Australian sprinting sensation Gout Gout has run the world’s fastest 200m this year, drawing comparisons to world record holder Usain Bolt.
Gout, 17, won Queensland’s under-20 200-metre sprinting title on Sunday, in a world-leading 19.98 seconds.
It was the sixth-fastest time by an under-20 athlete in history, putting him in the same frame as world record holder Usain Bolt who ran 19.93 as a teenager.
It is also the fastest time for the distance run by anyone in the world, anywhere, in 2025 so far – and makes Gout the first Australian to break the 20-second barrier.
A 3.6-metre a second tailwind at the Queensland Sport and Athletics Centre on Sunday prevented the time eclipsing his own national record (20.04). But it will be remembered as the second-fastest time in any conditions in Australia, behind only a 19.92 run by four-time Olympic silver medallist Frankie Fredericks of Namibia.
“I was happy and surprised but I feel a weight off my shoulders,” Gout said.
Gout’s potential world championships rivals, including occasional training partner Noah Lyles, are still emerging from indoor competition in Europe. But the young Queenslander now has two of the world’s top-10 under-20 200-metre marks of all time.
Running so fast in March, ahead of the world championships in Tokyo in September, will send shockwaves through the sprinting ranks.
He will also have another chance at the Maurie Plant Meet in Melbourne on March 29.
While still a Year 12 student at Ipswich Grammar School, Gout already has a sense of the electricity he is pumping through track and field.

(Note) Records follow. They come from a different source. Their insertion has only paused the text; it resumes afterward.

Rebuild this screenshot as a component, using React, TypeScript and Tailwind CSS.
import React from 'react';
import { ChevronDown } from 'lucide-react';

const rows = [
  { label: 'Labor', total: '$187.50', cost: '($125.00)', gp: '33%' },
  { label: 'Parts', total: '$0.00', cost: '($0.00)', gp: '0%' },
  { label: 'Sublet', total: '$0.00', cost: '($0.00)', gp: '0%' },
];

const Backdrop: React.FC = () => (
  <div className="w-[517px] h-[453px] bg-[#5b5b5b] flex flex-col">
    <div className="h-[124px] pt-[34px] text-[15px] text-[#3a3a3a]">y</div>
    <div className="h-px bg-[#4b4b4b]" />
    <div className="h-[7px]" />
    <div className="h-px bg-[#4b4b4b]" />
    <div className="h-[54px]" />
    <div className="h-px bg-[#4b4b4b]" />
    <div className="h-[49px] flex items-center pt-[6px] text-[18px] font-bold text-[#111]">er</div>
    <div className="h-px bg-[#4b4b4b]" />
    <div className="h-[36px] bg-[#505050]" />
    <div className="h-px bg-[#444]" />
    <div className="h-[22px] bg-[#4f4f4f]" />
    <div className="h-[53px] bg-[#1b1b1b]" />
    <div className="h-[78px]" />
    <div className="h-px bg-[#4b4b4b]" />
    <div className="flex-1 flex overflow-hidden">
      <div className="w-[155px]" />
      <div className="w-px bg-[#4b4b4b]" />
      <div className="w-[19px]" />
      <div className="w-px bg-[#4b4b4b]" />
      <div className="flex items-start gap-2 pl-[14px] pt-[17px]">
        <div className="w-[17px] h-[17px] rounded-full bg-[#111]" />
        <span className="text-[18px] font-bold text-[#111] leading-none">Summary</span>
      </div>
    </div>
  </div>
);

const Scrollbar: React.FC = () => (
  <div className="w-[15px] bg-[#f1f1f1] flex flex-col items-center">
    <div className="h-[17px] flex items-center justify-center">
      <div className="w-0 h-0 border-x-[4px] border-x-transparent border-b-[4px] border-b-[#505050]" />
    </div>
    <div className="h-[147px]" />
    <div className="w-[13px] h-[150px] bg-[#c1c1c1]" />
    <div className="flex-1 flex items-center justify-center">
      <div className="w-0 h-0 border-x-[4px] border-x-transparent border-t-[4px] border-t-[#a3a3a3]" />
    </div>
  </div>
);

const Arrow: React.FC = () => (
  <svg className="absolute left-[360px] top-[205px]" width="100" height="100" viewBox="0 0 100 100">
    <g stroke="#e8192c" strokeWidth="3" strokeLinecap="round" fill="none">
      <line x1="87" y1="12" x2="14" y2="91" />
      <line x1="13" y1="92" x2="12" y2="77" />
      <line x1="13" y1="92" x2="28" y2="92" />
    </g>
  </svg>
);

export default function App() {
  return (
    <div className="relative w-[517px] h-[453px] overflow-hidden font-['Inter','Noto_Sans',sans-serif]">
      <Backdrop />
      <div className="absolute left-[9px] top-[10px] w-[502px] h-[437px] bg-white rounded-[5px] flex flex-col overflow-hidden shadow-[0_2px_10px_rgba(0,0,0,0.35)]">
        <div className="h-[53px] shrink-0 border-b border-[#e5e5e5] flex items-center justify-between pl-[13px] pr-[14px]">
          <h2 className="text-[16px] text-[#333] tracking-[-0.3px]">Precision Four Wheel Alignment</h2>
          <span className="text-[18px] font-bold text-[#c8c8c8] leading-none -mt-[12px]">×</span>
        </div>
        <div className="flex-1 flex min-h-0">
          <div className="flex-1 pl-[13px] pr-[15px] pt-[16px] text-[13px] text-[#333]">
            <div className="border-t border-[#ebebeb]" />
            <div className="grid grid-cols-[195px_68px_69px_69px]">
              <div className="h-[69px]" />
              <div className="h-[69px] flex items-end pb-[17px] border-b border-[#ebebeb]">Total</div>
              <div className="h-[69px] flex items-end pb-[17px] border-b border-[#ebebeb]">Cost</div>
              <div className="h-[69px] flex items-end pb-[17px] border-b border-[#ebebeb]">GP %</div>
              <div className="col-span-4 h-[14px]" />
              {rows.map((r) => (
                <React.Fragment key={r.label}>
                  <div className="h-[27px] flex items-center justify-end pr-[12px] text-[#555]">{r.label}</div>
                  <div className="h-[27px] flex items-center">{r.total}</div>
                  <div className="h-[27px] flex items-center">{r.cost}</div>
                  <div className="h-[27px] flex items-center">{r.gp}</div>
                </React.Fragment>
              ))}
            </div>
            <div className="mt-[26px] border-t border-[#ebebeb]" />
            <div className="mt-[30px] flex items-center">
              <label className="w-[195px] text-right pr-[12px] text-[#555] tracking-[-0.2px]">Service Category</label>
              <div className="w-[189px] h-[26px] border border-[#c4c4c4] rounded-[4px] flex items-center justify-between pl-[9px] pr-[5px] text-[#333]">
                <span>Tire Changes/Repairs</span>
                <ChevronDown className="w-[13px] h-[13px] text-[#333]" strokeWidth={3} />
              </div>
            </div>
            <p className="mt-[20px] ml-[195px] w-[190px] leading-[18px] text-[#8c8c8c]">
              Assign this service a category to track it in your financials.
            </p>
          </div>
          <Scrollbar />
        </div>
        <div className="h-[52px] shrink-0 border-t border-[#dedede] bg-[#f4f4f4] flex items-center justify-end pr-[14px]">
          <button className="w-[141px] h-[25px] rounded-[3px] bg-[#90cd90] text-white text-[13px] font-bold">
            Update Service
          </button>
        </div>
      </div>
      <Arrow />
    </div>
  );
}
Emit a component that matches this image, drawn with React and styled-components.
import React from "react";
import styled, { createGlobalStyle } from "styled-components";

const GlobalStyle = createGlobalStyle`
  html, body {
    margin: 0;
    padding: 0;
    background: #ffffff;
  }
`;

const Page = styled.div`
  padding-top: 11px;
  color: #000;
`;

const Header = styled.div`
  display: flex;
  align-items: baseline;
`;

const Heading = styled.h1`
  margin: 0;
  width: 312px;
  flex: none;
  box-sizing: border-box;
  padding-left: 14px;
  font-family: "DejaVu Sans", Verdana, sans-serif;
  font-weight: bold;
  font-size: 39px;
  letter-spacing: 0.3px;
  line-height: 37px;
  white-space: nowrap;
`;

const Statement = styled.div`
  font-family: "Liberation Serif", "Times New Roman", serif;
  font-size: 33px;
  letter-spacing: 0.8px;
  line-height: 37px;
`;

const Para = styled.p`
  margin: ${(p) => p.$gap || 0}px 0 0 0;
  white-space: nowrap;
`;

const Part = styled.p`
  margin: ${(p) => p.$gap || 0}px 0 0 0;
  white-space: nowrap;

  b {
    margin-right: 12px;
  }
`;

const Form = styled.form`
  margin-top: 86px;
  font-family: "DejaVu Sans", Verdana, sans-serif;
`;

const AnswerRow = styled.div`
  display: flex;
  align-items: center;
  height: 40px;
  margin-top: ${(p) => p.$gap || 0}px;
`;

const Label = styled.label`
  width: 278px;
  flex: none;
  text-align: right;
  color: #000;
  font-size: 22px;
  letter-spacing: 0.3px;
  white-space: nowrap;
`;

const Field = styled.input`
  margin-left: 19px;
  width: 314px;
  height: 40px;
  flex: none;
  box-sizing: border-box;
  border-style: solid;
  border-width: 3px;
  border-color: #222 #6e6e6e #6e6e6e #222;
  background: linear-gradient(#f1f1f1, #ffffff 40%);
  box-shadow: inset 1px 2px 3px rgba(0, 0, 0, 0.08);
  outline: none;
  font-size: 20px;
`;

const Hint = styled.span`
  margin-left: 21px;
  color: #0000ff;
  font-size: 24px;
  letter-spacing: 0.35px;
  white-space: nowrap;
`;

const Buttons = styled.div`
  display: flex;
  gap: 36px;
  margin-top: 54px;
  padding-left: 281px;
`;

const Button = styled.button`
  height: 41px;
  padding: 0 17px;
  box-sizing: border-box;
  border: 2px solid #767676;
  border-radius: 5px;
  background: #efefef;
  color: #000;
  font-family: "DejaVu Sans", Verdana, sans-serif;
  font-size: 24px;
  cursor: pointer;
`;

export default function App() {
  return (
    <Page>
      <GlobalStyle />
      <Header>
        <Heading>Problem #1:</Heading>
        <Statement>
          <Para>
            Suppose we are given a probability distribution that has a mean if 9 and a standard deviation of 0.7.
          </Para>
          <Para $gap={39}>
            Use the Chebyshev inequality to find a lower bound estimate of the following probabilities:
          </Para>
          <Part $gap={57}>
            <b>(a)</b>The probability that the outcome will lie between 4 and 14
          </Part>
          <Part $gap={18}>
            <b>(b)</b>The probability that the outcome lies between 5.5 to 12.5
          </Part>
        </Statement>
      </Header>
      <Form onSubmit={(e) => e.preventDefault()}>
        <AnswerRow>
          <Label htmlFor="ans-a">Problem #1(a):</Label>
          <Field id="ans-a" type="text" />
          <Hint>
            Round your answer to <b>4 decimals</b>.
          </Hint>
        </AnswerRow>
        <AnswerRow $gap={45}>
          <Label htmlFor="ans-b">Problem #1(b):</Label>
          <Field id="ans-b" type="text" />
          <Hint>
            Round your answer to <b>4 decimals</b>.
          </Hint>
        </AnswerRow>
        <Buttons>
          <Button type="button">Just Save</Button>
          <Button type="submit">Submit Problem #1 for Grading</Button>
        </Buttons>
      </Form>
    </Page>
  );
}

The typically-sparsely populated grandstand at QSAC was packed with families wanting to see their home-grown idol.
And he delivered, finishing more than two seconds ahead of the competition in his final.
“I felt literally free. I had 80 metres left to go and I thought, let’s send it, and only from then did I believe I had a chance of going sub 20,” he said.
“Seeing the clock, I was really happy and surprised in a way. But it just felt like a weight off my shoulders. Now that I’ve done it, I’ve just got to do that more consistently.”
Nor does the young Aussie mind comparisons with the Jamaican superstar.
“It feels great because I’ve been at that stage, watching people like Usain Bolt, getting goosebumps,” Gout said.
“For me to give people goosebumps feels great.”
Bolt gave his own shoutout to the rising star late last year, after Gout broke Peter Norman’s 56-year-old national 200-metre record at the same stadium.
Asked to share his thoughts on Gout, Bolt offered just five words:
“He looks like young me,” he wrote on Instagram.
Earlier in the day, Gout clocked 20.05 in the heats with a legal tailwind.
Gout will also be one of the major drawcards at this year’s Stawell Gift. The famous 120-metre handicap is run on Easter Monday in western Victoria.